▶ [Task description]: From the listing below, select every line where the word "React" appears.

▶ [Dataset records]:
_ _ _ _ _ _ _

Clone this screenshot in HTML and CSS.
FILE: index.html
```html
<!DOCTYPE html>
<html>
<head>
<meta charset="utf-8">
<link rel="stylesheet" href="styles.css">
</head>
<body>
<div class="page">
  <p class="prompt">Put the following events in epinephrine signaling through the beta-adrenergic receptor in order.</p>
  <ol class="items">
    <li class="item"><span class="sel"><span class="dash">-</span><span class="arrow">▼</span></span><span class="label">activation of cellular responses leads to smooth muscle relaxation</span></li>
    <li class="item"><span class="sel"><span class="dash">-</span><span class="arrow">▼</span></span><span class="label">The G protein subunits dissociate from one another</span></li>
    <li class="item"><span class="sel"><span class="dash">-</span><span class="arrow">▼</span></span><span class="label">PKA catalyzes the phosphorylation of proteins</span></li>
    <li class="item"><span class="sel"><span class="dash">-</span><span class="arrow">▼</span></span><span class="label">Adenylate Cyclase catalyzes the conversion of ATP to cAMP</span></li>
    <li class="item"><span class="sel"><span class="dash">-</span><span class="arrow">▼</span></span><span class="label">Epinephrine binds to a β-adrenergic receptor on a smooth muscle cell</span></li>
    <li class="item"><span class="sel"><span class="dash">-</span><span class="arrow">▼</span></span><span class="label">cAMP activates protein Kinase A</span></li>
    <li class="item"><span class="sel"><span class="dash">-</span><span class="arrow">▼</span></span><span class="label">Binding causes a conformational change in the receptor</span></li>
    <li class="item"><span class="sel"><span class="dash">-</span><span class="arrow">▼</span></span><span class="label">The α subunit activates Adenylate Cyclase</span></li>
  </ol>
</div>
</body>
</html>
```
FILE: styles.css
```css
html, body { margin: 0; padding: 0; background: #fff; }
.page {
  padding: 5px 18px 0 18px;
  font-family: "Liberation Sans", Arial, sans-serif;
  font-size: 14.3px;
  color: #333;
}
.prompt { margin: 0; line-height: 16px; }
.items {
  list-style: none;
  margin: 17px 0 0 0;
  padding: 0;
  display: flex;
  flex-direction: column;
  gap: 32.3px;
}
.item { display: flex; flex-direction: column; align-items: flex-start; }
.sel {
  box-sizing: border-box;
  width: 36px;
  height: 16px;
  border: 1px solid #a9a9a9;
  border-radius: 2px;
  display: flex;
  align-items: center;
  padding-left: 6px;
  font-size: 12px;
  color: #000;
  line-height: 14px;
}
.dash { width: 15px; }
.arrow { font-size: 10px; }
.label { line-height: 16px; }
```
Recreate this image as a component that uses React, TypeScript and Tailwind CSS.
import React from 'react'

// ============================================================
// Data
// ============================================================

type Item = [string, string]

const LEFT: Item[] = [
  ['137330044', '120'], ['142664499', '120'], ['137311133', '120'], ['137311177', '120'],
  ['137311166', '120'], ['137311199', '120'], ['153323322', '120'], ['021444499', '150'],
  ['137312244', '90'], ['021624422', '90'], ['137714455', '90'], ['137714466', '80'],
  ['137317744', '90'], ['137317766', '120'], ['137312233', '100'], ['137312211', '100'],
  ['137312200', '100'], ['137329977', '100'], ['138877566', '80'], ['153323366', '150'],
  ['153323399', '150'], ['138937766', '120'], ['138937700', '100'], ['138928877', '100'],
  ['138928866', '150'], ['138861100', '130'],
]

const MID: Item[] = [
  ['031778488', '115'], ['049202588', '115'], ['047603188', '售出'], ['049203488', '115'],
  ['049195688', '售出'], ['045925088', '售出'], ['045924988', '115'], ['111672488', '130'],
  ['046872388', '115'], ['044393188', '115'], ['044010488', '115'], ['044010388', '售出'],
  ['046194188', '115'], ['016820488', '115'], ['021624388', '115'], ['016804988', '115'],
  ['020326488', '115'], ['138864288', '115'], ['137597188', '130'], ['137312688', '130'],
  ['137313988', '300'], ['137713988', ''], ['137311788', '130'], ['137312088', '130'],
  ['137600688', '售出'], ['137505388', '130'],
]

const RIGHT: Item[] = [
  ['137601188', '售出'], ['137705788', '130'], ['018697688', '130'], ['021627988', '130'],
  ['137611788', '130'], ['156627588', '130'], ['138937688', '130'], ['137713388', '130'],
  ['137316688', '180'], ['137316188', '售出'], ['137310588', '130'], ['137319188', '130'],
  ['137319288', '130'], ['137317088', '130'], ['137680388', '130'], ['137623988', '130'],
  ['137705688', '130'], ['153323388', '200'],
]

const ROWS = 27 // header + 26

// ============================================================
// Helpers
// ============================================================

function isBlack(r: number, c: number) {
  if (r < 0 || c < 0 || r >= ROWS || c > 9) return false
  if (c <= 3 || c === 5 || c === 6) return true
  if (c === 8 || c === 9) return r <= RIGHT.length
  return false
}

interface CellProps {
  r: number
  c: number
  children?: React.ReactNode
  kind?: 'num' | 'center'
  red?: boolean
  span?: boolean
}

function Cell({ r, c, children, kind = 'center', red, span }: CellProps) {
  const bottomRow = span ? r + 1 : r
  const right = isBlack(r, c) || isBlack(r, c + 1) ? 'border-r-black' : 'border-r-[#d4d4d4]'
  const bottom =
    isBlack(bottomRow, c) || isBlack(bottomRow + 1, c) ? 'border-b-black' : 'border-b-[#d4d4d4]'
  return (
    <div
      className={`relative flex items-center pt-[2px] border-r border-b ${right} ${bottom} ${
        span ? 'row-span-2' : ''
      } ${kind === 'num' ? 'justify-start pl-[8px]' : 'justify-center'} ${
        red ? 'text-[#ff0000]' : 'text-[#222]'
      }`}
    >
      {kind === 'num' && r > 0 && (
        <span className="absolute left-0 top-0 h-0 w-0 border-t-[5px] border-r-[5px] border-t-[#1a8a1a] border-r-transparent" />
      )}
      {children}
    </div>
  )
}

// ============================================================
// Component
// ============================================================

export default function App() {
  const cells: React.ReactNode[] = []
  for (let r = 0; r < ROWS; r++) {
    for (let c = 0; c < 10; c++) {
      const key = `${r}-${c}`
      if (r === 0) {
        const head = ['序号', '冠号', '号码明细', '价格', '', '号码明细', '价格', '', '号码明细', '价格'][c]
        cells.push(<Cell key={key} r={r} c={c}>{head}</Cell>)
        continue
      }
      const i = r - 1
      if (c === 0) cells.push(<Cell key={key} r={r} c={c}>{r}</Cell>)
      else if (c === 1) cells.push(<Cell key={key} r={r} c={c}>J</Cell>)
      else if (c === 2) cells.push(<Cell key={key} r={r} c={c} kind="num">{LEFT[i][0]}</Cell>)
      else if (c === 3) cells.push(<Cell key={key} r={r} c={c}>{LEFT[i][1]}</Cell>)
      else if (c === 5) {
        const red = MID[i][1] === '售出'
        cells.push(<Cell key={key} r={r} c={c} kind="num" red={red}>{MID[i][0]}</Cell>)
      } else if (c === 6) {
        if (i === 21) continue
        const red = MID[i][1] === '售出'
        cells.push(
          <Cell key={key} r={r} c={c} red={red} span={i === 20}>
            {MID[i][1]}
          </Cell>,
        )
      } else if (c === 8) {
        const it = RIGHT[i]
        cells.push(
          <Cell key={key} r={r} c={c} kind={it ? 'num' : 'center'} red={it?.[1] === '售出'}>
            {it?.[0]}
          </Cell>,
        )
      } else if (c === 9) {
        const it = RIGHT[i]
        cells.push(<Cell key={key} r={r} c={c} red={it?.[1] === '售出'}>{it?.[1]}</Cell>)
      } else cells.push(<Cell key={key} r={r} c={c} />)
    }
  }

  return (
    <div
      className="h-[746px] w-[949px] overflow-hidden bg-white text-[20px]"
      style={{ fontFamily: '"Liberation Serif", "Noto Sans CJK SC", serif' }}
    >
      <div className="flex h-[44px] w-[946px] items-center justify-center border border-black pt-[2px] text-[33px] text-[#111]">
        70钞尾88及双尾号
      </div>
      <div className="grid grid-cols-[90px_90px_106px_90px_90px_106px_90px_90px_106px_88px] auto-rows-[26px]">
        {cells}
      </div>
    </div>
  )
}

_ _ _ _ _ _ _

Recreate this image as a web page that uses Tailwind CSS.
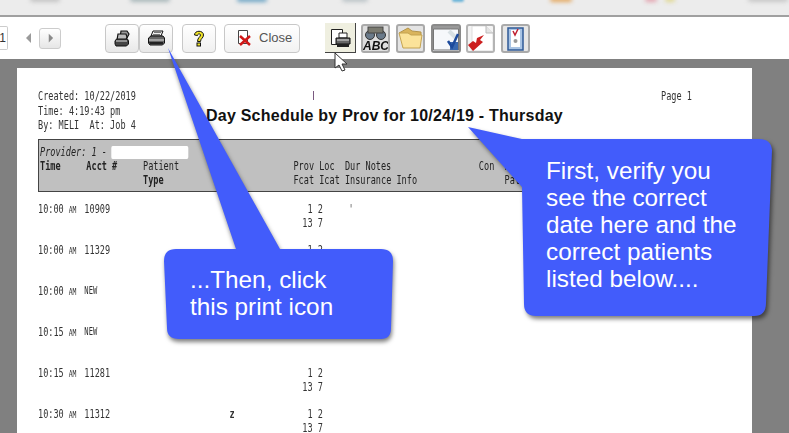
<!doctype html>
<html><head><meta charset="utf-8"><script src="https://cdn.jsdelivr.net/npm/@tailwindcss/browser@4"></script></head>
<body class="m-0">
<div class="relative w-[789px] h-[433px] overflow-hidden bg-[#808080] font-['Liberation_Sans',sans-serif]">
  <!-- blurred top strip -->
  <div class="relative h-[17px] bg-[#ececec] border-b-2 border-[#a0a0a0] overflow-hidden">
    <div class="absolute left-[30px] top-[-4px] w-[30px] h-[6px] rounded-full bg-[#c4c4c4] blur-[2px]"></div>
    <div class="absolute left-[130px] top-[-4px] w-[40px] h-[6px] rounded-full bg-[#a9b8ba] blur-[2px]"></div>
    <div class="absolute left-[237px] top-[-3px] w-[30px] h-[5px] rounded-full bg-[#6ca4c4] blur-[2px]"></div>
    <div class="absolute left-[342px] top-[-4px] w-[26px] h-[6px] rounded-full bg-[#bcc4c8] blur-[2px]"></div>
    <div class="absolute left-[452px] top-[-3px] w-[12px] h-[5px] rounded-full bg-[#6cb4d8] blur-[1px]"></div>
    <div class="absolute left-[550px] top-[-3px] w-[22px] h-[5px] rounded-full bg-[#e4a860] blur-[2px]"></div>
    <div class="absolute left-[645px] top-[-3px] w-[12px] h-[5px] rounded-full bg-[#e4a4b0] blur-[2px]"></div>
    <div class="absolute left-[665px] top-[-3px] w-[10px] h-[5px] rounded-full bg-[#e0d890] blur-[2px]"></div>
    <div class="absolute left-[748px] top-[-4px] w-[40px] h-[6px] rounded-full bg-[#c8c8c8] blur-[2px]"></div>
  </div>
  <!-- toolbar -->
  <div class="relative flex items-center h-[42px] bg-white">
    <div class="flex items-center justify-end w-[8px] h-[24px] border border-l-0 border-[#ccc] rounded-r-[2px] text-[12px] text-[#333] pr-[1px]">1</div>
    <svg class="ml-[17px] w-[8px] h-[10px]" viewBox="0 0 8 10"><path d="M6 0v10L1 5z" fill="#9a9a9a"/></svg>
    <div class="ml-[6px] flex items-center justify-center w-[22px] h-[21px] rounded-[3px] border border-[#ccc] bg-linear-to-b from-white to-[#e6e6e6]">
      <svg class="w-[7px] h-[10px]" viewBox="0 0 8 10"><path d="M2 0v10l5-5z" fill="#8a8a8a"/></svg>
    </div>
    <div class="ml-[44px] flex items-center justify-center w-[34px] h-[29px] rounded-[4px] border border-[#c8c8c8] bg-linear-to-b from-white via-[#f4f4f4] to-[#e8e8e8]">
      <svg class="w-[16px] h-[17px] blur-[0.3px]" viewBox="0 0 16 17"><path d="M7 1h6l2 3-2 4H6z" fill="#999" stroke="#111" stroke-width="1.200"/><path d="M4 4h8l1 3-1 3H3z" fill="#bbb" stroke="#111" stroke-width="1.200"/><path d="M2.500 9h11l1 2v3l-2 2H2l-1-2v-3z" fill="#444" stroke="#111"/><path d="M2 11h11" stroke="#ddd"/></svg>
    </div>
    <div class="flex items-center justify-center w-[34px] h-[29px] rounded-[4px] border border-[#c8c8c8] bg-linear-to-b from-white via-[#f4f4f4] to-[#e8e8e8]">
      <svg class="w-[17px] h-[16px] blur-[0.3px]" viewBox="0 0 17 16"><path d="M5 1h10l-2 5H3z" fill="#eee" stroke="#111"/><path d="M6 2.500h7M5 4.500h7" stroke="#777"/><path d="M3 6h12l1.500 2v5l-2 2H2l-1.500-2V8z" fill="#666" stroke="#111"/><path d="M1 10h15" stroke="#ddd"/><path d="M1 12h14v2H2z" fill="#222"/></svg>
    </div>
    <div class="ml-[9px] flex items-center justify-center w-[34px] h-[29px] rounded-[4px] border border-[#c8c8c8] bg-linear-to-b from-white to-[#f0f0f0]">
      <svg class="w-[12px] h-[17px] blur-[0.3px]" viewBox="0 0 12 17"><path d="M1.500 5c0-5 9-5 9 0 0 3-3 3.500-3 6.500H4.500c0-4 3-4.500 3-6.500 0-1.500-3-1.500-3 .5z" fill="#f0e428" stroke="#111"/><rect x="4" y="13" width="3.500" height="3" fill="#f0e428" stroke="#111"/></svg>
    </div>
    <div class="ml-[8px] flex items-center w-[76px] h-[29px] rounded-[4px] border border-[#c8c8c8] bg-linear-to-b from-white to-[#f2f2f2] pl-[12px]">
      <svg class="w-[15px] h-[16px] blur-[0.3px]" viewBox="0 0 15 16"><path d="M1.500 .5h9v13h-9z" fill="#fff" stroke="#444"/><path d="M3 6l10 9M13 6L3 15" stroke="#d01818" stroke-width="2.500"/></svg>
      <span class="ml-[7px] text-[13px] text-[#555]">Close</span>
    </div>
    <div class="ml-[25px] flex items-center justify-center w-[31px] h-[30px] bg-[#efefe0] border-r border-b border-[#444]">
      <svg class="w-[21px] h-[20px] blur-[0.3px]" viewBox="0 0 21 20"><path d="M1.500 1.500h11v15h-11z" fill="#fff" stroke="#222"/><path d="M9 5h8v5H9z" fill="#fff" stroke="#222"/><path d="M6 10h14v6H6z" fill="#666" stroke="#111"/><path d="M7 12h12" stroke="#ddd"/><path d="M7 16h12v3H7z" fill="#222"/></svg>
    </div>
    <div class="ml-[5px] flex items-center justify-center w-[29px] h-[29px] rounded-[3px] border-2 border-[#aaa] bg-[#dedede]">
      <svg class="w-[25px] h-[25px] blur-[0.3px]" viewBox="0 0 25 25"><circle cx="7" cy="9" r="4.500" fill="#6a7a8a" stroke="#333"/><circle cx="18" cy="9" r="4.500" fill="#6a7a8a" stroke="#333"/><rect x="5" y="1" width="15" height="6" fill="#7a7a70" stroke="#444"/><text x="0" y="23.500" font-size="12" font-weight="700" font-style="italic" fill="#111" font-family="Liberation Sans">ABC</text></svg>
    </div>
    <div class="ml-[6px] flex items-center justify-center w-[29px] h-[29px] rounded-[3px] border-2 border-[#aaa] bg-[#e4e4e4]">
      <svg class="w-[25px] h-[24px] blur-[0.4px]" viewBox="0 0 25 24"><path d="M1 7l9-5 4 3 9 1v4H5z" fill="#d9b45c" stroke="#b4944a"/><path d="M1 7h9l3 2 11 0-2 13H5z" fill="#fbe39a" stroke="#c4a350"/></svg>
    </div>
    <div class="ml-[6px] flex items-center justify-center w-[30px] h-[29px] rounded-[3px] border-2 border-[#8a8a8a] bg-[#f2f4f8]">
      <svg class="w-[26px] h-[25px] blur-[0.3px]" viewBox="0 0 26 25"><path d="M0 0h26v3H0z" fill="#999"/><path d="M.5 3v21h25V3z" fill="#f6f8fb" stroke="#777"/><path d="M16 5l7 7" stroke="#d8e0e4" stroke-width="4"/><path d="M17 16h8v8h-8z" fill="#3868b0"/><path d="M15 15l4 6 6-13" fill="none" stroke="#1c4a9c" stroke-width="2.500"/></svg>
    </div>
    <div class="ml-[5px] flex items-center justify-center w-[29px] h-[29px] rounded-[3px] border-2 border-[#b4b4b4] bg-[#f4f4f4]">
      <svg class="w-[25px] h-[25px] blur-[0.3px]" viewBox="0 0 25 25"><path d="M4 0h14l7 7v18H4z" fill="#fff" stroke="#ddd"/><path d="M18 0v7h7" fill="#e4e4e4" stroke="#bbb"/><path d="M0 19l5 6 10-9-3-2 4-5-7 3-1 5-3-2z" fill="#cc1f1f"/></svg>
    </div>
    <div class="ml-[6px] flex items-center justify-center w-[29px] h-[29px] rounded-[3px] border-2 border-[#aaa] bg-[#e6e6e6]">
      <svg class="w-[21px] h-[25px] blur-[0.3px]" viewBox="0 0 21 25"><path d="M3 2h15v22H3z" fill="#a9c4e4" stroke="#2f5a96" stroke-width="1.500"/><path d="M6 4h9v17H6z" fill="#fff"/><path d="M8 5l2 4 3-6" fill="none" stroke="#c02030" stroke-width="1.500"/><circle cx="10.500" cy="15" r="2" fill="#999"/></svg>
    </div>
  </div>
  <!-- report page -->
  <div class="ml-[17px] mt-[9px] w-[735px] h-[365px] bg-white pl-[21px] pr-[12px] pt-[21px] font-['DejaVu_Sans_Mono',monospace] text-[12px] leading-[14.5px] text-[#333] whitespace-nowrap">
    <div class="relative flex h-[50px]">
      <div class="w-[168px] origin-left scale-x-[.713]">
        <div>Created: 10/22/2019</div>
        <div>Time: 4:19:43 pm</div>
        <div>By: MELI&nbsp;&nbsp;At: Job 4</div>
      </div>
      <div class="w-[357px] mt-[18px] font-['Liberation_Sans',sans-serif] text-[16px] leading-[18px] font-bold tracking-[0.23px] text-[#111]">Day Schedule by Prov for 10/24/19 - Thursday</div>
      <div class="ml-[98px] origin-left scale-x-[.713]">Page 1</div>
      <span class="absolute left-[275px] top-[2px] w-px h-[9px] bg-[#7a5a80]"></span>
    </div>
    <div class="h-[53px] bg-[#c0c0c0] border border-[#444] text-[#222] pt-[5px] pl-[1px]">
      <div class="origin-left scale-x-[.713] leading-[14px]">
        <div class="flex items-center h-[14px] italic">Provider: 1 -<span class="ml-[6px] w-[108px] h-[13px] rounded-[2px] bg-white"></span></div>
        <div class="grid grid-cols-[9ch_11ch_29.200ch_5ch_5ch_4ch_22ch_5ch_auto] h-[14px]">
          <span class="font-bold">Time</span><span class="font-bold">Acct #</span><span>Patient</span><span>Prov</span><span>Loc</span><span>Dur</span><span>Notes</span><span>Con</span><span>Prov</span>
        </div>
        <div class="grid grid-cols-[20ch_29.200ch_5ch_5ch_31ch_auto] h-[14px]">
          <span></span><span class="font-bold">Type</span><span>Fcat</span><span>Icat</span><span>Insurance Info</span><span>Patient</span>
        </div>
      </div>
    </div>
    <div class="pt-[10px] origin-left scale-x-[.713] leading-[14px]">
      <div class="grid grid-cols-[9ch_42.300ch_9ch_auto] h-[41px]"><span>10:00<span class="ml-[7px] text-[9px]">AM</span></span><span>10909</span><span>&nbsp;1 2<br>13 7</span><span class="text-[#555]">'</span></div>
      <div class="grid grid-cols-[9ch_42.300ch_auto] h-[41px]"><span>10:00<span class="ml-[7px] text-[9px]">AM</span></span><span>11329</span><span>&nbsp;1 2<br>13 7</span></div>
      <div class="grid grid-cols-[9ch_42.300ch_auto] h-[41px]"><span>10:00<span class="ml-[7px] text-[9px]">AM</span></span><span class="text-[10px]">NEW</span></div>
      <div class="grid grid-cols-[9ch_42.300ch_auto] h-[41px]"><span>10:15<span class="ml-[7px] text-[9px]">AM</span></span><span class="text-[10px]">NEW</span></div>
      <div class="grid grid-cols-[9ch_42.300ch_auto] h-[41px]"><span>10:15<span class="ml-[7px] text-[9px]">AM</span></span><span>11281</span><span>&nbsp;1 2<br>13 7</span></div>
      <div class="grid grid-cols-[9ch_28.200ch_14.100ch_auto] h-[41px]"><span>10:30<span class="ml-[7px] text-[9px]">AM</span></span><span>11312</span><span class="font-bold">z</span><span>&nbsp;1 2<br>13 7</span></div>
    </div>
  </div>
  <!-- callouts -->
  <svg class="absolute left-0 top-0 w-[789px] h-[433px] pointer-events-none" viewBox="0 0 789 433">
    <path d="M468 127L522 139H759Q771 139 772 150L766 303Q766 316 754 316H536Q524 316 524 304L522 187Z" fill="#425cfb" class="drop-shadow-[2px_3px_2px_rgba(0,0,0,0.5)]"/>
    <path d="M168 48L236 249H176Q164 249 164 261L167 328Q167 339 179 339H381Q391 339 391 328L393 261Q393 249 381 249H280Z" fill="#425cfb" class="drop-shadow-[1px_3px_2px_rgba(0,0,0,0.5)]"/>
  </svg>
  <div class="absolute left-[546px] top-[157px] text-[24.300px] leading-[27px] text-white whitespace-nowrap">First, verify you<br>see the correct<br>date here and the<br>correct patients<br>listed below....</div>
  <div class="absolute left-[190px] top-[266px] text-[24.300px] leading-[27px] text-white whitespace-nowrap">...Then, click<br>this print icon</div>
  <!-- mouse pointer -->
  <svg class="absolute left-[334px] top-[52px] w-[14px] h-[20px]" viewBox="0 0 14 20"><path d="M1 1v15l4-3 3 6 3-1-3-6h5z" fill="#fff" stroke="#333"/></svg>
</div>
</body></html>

_ _ _ _ _ _ _

▶ [Exercise answer]:
Recreate this image as a component that uses React, TypeScript and Tailwind CSS.
import React from 'react'
  children?: React.ReactNode
  const cells: React.ReactNode[] = []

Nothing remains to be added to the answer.